Given problem
Your task is to filter the data below down to the lines holding "React".

Raw data
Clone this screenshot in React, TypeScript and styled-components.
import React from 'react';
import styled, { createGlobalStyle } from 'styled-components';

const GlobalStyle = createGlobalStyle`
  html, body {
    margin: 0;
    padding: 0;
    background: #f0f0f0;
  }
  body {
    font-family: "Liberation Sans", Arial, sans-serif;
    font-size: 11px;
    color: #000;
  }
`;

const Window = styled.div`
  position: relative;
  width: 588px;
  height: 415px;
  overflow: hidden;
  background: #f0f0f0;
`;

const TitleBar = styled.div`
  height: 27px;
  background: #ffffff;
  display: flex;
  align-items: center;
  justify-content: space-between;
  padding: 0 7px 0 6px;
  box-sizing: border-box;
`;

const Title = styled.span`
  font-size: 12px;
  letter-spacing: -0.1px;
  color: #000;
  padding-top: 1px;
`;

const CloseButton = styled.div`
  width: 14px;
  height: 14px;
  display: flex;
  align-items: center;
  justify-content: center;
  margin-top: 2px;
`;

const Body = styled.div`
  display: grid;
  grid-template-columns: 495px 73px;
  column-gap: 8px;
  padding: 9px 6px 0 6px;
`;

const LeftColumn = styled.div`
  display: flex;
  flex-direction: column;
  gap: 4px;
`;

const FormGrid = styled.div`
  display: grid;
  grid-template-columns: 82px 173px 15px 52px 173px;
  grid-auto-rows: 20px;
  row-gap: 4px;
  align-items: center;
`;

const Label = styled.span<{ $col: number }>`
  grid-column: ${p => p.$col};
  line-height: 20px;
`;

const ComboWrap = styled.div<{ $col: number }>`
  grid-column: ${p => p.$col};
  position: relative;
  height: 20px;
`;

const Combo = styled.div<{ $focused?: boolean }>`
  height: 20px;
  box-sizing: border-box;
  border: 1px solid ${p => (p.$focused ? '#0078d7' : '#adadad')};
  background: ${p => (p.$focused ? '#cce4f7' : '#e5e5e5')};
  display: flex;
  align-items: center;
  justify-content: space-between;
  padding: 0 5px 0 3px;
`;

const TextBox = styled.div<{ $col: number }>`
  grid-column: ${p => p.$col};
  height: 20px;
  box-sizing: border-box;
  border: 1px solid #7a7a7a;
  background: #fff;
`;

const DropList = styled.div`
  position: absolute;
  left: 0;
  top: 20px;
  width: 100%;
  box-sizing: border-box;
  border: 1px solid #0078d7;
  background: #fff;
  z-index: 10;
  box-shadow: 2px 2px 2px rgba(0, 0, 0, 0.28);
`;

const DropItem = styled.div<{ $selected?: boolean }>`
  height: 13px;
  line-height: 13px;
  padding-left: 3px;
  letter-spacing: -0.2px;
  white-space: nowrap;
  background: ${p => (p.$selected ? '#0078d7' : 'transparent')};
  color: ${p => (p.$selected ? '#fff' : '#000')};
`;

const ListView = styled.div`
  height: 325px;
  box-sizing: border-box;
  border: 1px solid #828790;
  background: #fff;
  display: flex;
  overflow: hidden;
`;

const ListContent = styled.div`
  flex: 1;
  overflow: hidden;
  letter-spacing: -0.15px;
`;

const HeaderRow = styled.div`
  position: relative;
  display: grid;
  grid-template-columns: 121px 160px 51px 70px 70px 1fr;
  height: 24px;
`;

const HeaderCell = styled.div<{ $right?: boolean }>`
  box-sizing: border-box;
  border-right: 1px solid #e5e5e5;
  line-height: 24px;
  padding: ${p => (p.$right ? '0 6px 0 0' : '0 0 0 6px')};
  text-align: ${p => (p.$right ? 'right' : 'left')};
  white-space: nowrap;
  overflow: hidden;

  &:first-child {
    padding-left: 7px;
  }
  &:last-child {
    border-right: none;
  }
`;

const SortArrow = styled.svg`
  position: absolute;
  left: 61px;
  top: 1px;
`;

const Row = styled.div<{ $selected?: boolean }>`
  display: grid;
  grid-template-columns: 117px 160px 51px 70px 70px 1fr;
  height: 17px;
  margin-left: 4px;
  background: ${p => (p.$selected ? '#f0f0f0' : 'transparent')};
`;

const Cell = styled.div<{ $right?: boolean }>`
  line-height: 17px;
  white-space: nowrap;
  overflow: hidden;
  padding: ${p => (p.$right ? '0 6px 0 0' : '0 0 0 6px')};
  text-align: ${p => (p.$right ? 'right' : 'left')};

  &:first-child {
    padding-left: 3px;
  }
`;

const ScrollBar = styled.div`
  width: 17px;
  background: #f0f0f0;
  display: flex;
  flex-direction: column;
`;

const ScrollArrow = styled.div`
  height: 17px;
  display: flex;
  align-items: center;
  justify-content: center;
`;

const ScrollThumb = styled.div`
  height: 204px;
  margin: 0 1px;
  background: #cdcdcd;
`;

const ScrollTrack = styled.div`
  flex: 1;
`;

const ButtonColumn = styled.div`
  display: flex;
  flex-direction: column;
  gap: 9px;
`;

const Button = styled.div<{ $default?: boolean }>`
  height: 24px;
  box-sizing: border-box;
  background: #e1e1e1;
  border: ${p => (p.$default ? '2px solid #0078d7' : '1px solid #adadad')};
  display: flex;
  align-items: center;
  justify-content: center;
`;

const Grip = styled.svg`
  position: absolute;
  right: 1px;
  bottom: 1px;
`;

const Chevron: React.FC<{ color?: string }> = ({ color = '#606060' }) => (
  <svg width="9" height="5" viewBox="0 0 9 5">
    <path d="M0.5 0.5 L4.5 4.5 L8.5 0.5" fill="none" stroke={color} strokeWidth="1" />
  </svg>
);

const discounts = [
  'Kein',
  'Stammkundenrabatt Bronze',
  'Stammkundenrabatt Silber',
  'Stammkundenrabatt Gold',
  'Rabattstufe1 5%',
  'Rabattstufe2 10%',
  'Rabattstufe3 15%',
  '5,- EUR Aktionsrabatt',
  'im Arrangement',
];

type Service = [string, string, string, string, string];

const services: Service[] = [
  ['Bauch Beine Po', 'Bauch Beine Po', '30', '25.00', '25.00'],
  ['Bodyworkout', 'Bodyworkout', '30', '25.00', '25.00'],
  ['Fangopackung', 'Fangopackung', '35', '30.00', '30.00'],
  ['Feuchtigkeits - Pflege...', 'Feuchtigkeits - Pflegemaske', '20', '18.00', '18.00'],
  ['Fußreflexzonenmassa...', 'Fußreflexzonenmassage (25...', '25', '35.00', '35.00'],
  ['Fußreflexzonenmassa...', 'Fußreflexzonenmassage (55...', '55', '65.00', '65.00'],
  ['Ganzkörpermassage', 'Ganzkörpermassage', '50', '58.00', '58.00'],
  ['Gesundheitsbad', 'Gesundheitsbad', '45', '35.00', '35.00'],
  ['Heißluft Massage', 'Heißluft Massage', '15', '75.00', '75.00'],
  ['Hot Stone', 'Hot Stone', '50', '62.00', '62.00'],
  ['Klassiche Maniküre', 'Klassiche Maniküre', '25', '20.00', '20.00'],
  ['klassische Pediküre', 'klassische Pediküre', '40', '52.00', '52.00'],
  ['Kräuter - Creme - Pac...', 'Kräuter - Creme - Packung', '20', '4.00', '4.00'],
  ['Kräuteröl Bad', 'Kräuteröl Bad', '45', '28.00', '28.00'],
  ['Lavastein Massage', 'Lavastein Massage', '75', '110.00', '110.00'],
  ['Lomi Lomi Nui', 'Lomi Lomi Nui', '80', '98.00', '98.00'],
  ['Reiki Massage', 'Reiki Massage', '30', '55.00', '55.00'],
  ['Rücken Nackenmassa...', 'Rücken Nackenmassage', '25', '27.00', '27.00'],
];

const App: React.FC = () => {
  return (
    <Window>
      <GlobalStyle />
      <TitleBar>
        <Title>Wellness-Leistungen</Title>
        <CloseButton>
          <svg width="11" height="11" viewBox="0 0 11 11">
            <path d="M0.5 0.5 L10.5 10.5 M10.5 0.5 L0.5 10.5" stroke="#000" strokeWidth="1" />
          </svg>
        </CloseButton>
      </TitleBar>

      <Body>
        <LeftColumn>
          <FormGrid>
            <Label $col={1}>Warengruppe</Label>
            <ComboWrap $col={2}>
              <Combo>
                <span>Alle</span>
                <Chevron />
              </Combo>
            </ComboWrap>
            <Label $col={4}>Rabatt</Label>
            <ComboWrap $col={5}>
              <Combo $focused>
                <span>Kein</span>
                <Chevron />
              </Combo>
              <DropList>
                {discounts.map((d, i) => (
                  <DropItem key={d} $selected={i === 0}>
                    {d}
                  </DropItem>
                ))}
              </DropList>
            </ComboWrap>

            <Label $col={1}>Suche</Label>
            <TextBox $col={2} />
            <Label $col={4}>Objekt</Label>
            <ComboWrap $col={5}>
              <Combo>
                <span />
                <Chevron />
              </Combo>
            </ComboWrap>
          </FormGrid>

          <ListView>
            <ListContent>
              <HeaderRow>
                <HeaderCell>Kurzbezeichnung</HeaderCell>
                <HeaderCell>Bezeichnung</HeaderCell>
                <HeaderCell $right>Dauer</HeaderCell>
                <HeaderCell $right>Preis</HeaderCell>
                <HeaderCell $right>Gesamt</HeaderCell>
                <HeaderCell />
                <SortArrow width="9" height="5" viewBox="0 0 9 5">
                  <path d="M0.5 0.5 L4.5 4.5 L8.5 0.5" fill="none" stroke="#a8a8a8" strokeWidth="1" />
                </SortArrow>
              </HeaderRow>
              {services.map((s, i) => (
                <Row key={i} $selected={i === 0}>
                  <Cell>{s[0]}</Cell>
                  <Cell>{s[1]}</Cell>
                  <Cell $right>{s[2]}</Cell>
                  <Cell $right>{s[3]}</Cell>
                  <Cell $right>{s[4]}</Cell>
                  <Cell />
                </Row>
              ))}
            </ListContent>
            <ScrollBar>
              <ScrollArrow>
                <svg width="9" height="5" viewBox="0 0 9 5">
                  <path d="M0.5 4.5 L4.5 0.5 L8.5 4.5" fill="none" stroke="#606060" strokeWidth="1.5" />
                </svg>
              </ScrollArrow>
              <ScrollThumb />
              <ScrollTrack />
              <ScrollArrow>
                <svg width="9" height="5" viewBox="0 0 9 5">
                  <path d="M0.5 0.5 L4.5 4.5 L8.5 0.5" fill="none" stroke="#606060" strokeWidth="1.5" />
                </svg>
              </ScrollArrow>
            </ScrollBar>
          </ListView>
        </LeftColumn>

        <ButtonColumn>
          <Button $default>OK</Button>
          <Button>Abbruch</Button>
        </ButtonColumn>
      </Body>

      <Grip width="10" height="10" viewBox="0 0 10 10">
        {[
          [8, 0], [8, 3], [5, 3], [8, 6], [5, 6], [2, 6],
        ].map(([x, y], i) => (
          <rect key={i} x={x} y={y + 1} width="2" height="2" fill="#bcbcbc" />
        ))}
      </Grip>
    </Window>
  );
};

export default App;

* * *

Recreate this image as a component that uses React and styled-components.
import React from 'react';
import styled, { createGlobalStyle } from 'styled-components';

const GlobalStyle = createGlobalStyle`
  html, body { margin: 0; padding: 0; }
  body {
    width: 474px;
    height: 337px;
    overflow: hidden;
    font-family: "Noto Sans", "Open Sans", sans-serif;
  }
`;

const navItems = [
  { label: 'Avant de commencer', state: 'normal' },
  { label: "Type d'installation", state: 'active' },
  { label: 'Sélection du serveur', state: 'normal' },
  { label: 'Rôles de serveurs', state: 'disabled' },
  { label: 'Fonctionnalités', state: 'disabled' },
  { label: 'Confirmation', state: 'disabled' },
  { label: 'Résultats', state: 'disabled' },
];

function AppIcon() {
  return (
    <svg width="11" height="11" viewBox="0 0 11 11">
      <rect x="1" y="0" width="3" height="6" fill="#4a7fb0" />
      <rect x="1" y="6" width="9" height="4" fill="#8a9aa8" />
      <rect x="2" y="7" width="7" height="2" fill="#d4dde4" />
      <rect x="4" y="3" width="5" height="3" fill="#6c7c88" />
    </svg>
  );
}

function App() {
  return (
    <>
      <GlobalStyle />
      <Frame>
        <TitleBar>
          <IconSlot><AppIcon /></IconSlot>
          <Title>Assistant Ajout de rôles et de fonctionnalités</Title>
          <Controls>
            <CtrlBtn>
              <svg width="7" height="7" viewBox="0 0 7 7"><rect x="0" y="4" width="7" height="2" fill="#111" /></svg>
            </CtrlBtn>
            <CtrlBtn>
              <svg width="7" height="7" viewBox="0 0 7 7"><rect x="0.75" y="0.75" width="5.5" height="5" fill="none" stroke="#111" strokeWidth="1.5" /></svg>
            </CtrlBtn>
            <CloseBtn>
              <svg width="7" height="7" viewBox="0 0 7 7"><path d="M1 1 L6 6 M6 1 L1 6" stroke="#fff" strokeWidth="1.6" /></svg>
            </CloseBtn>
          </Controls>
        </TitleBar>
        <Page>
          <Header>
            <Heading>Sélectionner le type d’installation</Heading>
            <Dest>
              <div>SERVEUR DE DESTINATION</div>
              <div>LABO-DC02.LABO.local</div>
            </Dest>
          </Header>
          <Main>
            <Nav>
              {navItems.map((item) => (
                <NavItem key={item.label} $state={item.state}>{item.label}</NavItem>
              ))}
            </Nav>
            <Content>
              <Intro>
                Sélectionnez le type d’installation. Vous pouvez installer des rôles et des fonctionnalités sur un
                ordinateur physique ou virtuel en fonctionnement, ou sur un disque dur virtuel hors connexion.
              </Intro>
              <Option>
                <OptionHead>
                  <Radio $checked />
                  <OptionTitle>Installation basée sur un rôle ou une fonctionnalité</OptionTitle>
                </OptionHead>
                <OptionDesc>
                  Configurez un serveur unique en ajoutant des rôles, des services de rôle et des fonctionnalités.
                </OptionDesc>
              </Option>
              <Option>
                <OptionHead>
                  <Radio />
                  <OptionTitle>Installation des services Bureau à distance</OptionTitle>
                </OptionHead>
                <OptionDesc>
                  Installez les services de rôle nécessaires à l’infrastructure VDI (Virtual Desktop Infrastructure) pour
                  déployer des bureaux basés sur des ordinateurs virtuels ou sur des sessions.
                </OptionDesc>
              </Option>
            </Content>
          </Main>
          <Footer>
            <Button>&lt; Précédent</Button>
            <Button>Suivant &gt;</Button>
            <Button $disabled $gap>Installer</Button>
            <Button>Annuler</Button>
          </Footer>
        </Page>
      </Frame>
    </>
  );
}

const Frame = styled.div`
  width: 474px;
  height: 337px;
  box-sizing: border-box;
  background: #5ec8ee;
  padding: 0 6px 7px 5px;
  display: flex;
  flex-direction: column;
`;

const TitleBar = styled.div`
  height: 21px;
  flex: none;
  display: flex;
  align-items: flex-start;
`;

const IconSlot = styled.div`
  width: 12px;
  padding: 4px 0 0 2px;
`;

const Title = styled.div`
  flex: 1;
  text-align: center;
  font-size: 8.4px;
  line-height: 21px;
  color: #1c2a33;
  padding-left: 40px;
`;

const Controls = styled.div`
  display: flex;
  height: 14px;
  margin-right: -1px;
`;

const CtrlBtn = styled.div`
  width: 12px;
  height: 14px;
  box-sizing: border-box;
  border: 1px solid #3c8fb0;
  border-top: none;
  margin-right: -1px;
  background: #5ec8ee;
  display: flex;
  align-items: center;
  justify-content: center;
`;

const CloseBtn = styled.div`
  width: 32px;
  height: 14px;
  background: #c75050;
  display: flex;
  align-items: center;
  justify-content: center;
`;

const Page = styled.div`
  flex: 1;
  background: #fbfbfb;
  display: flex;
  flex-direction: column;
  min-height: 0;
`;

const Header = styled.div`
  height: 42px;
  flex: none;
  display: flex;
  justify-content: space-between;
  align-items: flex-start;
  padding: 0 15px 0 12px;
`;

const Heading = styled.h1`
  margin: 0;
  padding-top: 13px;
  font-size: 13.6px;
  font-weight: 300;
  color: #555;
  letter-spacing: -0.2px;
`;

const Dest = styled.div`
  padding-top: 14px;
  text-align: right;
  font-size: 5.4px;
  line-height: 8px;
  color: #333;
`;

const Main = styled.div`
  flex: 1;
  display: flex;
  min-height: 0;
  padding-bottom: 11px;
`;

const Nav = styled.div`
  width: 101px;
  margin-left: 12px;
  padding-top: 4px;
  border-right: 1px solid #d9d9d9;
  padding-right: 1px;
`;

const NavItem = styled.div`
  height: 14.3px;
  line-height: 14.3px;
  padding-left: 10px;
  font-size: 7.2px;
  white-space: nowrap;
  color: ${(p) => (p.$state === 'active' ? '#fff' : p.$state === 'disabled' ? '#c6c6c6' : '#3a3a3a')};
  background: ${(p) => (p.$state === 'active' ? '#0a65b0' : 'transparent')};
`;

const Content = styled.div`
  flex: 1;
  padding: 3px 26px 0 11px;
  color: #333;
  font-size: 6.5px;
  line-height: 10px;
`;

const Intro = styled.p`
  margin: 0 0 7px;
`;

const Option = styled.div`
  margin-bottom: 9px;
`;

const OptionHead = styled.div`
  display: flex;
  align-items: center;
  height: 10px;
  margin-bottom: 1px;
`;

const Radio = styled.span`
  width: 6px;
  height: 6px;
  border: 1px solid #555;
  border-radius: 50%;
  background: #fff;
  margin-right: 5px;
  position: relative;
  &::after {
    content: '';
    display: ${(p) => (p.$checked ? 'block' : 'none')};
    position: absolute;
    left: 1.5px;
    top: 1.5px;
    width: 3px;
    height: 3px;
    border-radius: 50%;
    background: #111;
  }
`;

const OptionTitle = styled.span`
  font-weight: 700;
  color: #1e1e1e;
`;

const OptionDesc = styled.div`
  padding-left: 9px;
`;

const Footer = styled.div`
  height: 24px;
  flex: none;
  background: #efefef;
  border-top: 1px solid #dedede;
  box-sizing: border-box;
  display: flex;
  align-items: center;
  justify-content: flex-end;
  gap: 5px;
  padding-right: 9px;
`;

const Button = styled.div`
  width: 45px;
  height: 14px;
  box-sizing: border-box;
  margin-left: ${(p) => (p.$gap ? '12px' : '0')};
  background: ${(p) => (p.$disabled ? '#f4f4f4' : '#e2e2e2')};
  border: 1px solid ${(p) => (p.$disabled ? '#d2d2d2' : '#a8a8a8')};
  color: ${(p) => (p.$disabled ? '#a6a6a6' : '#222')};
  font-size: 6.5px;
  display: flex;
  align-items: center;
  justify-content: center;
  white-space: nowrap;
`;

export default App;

The solution
Clone this screenshot in React, TypeScript and styled-components.
import React from 'react';
const Chevron: React.FC<{ color?: string }> = ({ color = '#606060' }) => (
const App: React.FC = () => {
Recreate this image as a component that uses React and styled-components.
import React from 'react';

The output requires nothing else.